* [Set problem] Return each line of the data below verbatim; pictures are to be left out.
○ ○ ○ ○
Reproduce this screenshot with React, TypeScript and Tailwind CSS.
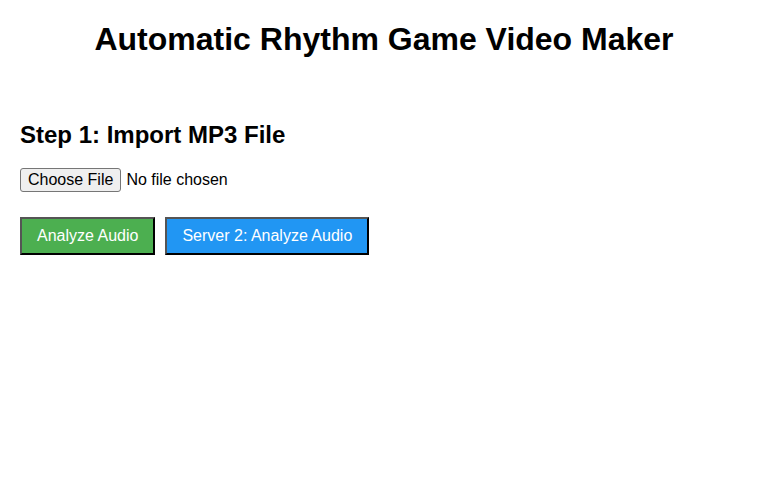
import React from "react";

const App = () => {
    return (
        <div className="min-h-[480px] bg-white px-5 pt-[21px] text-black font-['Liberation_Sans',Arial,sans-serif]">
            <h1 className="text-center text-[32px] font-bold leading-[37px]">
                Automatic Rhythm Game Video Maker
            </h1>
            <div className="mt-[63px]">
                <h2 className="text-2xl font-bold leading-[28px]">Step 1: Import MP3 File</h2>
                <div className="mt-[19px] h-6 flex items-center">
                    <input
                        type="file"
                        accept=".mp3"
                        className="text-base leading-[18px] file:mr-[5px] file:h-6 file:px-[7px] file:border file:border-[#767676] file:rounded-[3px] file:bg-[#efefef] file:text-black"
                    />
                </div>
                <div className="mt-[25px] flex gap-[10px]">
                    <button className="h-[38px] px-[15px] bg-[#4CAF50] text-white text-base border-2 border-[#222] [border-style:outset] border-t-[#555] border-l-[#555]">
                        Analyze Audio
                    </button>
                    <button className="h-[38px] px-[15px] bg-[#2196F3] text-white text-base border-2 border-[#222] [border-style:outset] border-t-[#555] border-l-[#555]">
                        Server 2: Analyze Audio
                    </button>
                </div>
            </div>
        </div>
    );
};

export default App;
○ ○ ○ ○
* [Response below]
Reproduce this screenshot with React, TypeScript and Tailwind CSS.
import React from "react";

const App = () => {
    return (
        <div className="min-h-[480px] bg-white px-5 pt-[21px] text-black font-['Liberation_Sans',Arial,sans-serif]">
            <h1 className="text-center text-[32px] font-bold leading-[37px]">
                Automatic Rhythm Game Video Maker
            </h1>
            <div className="mt-[63px]">
                <h2 className="text-2xl font-bold leading-[28px]">Step 1: Import MP3 File</h2>
                <div className="mt-[19px] h-6 flex items-center">
                    <input
                        type="file"
                        accept=".mp3"
                        className="text-base leading-[18px] file:mr-[5px] file:h-6 file:px-[7px] file:border file:border-[#767676] file:rounded-[3px] file:bg-[#efefef] file:text-black"
                    />
                </div>
                <div className="mt-[25px] flex gap-[10px]">
                    <button className="h-[38px] px-[15px] bg-[#4CAF50] text-white text-base border-2 border-[#222] [border-style:outset] border-t-[#555] border-l-[#555]">
                        Analyze Audio
                    </button>
                    <button className="h-[38px] px-[15px] bg-[#2196F3] text-white text-base border-2 border-[#222] [border-style:outset] border-t-[#555] border-l-[#555]">
                        Server 2: Analyze Audio
                    </button>
                </div>
            </div>
        </div>
    );
};

export default App;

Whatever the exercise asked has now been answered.